Im Interview mit der "Bild am Sonntag" sagt Breuer, "unsere Lebensweise, unsere Werte, unsere gesamte Gesellschaft sind bedroht. Wenn wir das nicht alles aufgeben wollen, müssen wir diese Bedrohungen sehr ernst nehmen." Dabei heißt es aber besonnen handeln. Hysterie sei Breuer zufolge ein schlechter Ratgeber. Dieser Aussage stimmt Thiele zu.
Auch bei den zunehmenden hybriden Bedrohungen gilt es, einen kühlen Kopf zu bewahren.
Unbekannte Täter haben am Samstag wichtige Kommunikationskabel der Deutschen Bahn zerstört. Daraufhin stand der Bahnverkehr in Norddeutschland über mehrere Stunden größtenteils still. Unzählige Fahrgäste strandeten an den großen Bahnhöfen. Eine Sprecherin der Deutschen Bahn erklärt, dass der Ausfall auf Sabotage zurückfalle.

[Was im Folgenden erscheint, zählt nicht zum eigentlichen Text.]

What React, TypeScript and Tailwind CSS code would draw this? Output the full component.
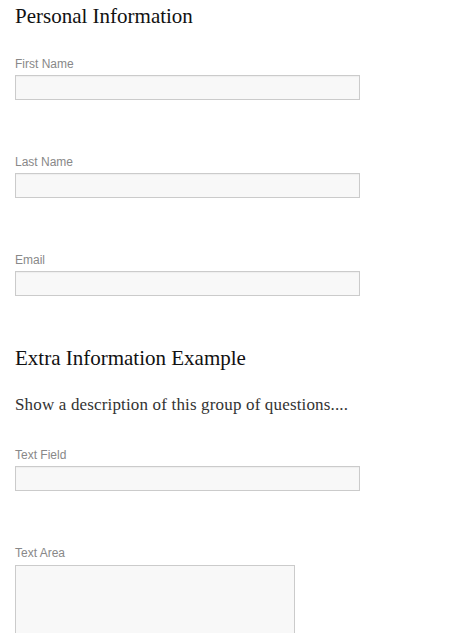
const serif = "font-['Georgia','Liberation_Serif',serif]";
const sans = "font-['Helvetica','Liberation_Sans',Arial,sans-serif]";

function Field({ label, first }: { label: string; first?: boolean }) {
  return (
    <div className={first ? "" : "mt-[54px]"}>
      <label className={`${sans} block text-[12px] leading-[16px] text-[#888]`}>{label}</label>
      <input
        type="text"
        className="mt-[3px] block h-[25px] w-[345px] border border-[#cbcbcb] bg-[#f8f8f8] shadow-[inset_0_1px_1px_rgba(0,0,0,0.04)] outline-none"
      />
    </div>
  );
}

export default function App() {
  return (
    <div className="min-h-screen bg-white pl-[15px] pt-[4px] overflow-hidden">
      <h2 className={`${serif} text-[21px] leading-[24px] text-[#111]`}>Personal Information</h2>
      <div className="mt-[28px]">
        <Field label="First Name" first />
        <Field label="Last Name" />
        <Field label="Email" />
      </div>

      <h2 className={`${serif} mt-[50px] text-[21px] leading-[24px] text-[#111]`}>
        Extra Information Example
      </h2>
      <p className={`${serif} mt-[25px] text-[17px] leading-[20px] tracking-[0.16px] text-[#333]`}>
        Show a description of this group of questions....
      </p>
      <div className="mt-[32px]">
        <Field label="Text Field" first />
        <div className="mt-[54px]">
          <label className={`${sans} block text-[12px] leading-[16px] text-[#888]`}>Text Area</label>
          <textarea className="mt-[4px] block h-[120px] w-[280px] resize-none border border-[#cbcbcb] bg-[#f8f8f8] outline-none" />
        </div>
      </div>
    </div>
  );
}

Der Sicherheitsexperte Peter Neumann hält auch einen Angriff Russlands für möglich. "Russland hat schon ein Interesse daran, in Europa Panik zu verursachen und zu signalisieren, dass es ganz heftig das Leben lahmlegen kann", sagte der Wissenschaftler dem Sender RTL. Allerdings gebe es natürlich keine eindeutigen Beweise. "Momentan ist es noch eine Theorie."

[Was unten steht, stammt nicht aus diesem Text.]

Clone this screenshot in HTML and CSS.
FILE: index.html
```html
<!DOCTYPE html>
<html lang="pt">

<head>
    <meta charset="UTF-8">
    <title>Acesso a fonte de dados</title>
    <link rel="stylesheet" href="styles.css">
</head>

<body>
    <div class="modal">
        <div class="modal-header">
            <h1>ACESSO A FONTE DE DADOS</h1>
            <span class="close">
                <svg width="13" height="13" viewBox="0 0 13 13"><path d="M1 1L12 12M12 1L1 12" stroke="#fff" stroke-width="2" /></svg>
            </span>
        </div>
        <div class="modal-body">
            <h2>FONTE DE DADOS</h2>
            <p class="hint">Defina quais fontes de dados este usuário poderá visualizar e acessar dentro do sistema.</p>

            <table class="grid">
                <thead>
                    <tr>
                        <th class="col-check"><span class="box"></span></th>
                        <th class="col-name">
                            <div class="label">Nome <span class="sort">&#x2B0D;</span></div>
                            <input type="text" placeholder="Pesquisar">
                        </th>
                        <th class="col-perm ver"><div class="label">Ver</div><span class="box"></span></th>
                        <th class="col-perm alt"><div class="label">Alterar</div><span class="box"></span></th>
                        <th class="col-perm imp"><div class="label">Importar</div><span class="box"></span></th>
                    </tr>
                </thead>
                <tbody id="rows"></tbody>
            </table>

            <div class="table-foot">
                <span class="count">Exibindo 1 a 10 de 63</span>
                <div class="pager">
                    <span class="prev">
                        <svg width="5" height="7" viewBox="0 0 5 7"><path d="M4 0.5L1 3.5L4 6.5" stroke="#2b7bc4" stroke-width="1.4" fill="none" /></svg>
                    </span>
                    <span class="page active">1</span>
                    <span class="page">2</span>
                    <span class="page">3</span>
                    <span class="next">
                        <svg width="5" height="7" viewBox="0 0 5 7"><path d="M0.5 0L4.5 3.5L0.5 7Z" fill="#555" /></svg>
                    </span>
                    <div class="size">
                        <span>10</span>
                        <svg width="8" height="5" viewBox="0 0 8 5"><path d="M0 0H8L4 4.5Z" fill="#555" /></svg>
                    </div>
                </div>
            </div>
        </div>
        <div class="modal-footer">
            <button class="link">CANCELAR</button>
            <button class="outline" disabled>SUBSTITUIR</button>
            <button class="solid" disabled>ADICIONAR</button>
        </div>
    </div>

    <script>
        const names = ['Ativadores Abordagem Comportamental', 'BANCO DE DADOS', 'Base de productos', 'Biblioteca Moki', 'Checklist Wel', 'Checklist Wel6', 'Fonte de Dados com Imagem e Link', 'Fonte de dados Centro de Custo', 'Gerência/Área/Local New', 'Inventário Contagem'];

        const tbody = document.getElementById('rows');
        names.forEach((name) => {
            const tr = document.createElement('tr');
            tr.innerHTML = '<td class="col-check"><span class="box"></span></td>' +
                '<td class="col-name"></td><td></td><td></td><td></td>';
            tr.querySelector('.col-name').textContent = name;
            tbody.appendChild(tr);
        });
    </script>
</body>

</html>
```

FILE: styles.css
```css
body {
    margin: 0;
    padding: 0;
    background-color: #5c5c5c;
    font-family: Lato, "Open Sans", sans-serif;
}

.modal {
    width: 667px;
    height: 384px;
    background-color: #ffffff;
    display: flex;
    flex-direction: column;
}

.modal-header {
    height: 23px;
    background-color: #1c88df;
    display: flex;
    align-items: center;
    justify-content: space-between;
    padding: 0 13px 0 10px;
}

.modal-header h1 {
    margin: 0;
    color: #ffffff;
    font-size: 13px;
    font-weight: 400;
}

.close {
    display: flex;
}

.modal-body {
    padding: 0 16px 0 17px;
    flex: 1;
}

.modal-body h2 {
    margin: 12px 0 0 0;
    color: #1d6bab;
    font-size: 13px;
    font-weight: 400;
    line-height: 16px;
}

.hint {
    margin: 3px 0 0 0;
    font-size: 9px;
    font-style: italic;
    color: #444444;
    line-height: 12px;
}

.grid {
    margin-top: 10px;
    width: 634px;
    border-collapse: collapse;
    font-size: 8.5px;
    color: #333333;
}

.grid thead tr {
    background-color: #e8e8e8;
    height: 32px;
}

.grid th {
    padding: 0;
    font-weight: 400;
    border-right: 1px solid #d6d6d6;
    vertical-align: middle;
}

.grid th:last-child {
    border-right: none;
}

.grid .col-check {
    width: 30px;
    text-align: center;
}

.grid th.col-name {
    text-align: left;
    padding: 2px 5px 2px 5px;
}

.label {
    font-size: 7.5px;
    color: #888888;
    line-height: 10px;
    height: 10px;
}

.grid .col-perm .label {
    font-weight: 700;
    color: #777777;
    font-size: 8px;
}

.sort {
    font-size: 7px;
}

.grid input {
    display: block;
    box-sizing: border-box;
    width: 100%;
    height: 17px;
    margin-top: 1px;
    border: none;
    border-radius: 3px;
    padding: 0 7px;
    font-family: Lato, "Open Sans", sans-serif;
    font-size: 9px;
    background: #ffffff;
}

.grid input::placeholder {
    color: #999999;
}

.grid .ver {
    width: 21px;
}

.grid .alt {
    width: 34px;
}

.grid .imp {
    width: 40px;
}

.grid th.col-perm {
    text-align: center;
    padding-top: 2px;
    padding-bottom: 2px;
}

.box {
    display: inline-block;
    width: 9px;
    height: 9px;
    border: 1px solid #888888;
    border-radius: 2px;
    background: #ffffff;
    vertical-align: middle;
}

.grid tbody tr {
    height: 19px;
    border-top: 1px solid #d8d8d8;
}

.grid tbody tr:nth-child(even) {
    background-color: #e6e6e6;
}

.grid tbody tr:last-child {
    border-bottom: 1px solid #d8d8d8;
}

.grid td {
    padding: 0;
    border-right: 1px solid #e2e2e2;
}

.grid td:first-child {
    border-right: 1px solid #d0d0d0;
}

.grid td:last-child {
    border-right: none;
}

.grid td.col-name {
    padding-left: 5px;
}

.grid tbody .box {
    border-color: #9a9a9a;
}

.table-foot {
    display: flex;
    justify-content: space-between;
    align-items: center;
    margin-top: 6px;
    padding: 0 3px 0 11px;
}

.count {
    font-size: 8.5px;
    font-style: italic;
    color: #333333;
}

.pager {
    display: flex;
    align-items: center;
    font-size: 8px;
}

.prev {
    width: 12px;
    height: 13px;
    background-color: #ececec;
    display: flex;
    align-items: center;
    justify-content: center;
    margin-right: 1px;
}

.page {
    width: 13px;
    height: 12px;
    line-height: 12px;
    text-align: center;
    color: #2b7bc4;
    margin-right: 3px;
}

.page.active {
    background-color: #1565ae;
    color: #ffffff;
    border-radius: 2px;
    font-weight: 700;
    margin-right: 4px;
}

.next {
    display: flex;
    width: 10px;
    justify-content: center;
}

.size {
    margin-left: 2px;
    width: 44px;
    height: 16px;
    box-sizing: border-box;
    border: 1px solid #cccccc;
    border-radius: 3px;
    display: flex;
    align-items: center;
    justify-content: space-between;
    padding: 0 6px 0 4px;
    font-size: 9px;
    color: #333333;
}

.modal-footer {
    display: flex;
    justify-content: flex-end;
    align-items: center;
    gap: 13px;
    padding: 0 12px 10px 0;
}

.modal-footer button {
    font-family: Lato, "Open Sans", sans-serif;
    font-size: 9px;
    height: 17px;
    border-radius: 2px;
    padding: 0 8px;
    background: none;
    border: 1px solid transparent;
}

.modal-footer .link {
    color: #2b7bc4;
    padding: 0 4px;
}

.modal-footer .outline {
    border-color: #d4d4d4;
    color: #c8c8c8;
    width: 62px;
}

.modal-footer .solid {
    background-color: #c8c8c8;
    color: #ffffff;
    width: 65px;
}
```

Auch der mutmaßliche Anschlag auf die Nord-Stream-Pipelines ist weiter ungeklärt. Jedoch geht man auch hier deutlich von einer Sabotage aus. Der Generalbundesanwalt ermittelt mittlerweile.

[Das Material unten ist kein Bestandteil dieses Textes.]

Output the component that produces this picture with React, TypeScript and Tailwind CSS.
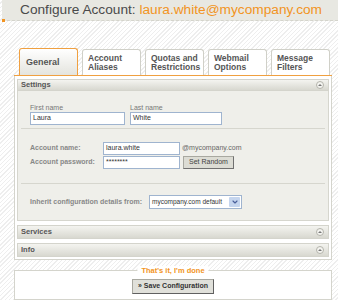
import { ChevronDown } from "lucide-react";

const Collapse = () => (
  <span className="ml-auto flex h-[8px] w-[8px] items-center justify-center rounded-full border border-[#b4b4ac] bg-[#f4f4f0]">
    <span className="h-0 w-0 border-x-[2px] border-b-[2px] border-x-transparent border-b-[#777]" />
  </span>
);

const SectionBar = ({ title, h }: { title: string; h: string }) => (
  <div className={`flex items-center border border-[#d4d4cc] bg-[linear-gradient(#f4f4f0,#d8d8d0)] pl-[3px] pr-[4px] ${h}`}>
    <span className="text-[7.5px] font-bold leading-none text-[#555]">{title}</span>
    <Collapse />
  </div>
);

const Input = ({ value, w }: { value: string; w: string }) => (
  <div className={`flex h-[13px] items-center whitespace-nowrap border border-[#9fb4cf] bg-white px-[2px] text-[7px] text-[#333] ${w}`}>
    {value}
  </div>
);

const tabs = ["Account\nAliases", "Quotas and\nRestrictions", "Webmail\nOptions", "Message\nFilters"];

export default function App() {
  return (
    <div className="relative h-[300px] w-[338px] overflow-hidden whitespace-nowrap bg-[repeating-linear-gradient(135deg,#ffffff_0px,#ffffff_2px,#eeeeee_2px,#eeeeee_3px)] font-['Liberation_Sans',Arial,sans-serif]">
      <div className="ml-[2px] flex h-[21px] items-center border-b border-dashed border-[#d4d4cc] bg-[#e8e8e2] pl-[18px] text-[13.7px] leading-none text-[#4a4a4a]">
        Configure Account:&nbsp;<span className="text-[#f29423]">laura.white@mycompany.com</span>
      </div>
      <div className="absolute left-[2px] top-[19px] h-[3px] w-[3px] bg-[#f29423]" />

      <div className="ml-[14px] mt-[27px] w-[318px]">
        <div className="flex gap-[4px] pl-[5px]">
          <div className="flex h-[27px] w-[59px] items-center rounded-t-[3px] border border-b-0 border-[#f0a040] bg-[linear-gradient(#ffffff,#e4e4de)] pl-[6px] pt-[2px] text-[9px] font-bold text-[#555]">
            General
          </div>
          {tabs.map((t) => (
            <div
              key={t}
              className="mt-[1px] flex h-[26px] w-[59px] items-center whitespace-pre rounded-t-[3px] border border-b-0 border-[#d0d0c8] bg-white pl-[5px] text-[8.5px] font-bold leading-[9px] text-[#555]"
            >
              {t}
            </div>
          ))}
        </div>
        <div className="border-t-[1.5px] border-[#f0a040] bg-white">
          <div className="border-x border-b border-[#d4d4cc] px-[2px] pb-[2px] pt-[3px]">
            <SectionBar title="Settings" h="h-[12px]" />
            <div className="border-x border-b border-[#d6d6ce] bg-[#efefea] px-[3px] pb-[11px]">
              <div className="flex gap-[5px] border-b border-[#d6d6ce] px-[9px] pb-[3px] pt-[12px]">
                <div className="flex flex-col">
                  <span className="text-[7px] leading-[9px] text-[#777]">First name</span>
                  <Input value="Laura" w="w-[95px]" />
                </div>
                <div className="flex flex-col">
                  <span className="text-[7px] leading-[9px] text-[#777]">Last name</span>
                  <Input value="White" w="w-[92px]" />
                </div>
              </div>
              <div className="flex flex-col gap-[1px] border-b border-[#d6d6ce] px-[9px] pb-[14px] pt-[13px] text-[7px]">
                <div className="flex items-center">
                  <span className="w-[73px] font-bold text-[#888]">Account name:</span>
                  <Input value="laura.white" w="w-[77px]" />
                  <span className="ml-[2px] text-[#666]">@mycompany.com</span>
                </div>
                <div className="flex items-center">
                  <span className="w-[73px] font-bold text-[#888]">Account password:</span>
                  <Input value="********" w="w-[77px]" />
                  <span className="ml-[3px] flex h-[13px] items-center border border-[#a8a8a0] border-b-[#707070] border-r-[#707070] bg-[#dcdcd4] px-[5px] text-[7px] text-[#444]">
                    Set Random
                  </span>
                </div>
              </div>
              <div className="flex items-center px-[9px] pt-[11px] text-[7px]">
                <span className="w-[119px] font-bold text-[#888]">Inherit configuration details from:</span>
                <div className="flex h-[14px] w-[93px] items-center justify-between border border-[#9fb4cf] bg-white pl-[2px] text-[6.5px] text-[#333]">
                  mycompany.com default
                  <span className="mr-[1px] flex h-[10px] w-[11px] items-center justify-center rounded-[1px] bg-[#c5d5ee]">
                    <ChevronDown size={8} strokeWidth={3.5} className="text-[#4a5f9a]" />
                  </span>
                </div>
              </div>
            </div>
            <div className="mt-[4px]">
              <SectionBar title="Services" h="h-[14px]" />
            </div>
            <div className="mt-[4px]">
              <SectionBar title="Info" h="h-[14px]" />
            </div>
          </div>
        </div>

        <div className="relative mt-[10px] flex h-[30px] justify-center border border-[#d4d4cc] bg-white pt-[8px]">
          <span className="absolute -top-[5px] left-1/2 -translate-x-1/2 bg-white px-[4px] text-[7.5px] font-bold leading-[9px] text-[#f29423]">
            That's it, I'm done
          </span>
          <span className="flex h-[15px] items-center border border-[#a8a8a0] border-b-[#606060] border-r-[#606060] bg-[#e0e0da] px-[5px] text-[7px] font-bold text-[#333]">
            » Save Configuration
          </span>
        </div>
      </div>
    </div>
  );
}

Die Sicherheitsbehörden müssen sich laut General Breuer auf diese Bedrohungslage einstellen. Er sagt:
Zugleich fordert Breuer alle Deutschen auf, ihr Verhalten angesichts der neuen Bedrohungslage anzupassen: "Dem ganzen Land ist klar geworden: Krieg in Europa ist wieder möglich. Das hat Konsequenzen für jeden Staatsbürger."
Konkret empfiehlt Breuer die Anschaffung einer Taschenlampe und genügend Batterien. Thiele unterstützt diesen Tipp Breuers und meint: "Smarte Bürgerinnen und Bürger haben einen Generator und Vorräte zu Hause."
Zum weiteren Verlauf des Ukraine-Krieges äußert sich Breuer optimistisch. Die Welt sehe ein unglaublich tapfer und klug kämpfendes Militär, das aktuell große Erfolge mit sehr beeindruckenden und wichtigen Geländegewinnen erringe. "Die Ukraine muss diesen Krieg gewinnen", sagt Breuer.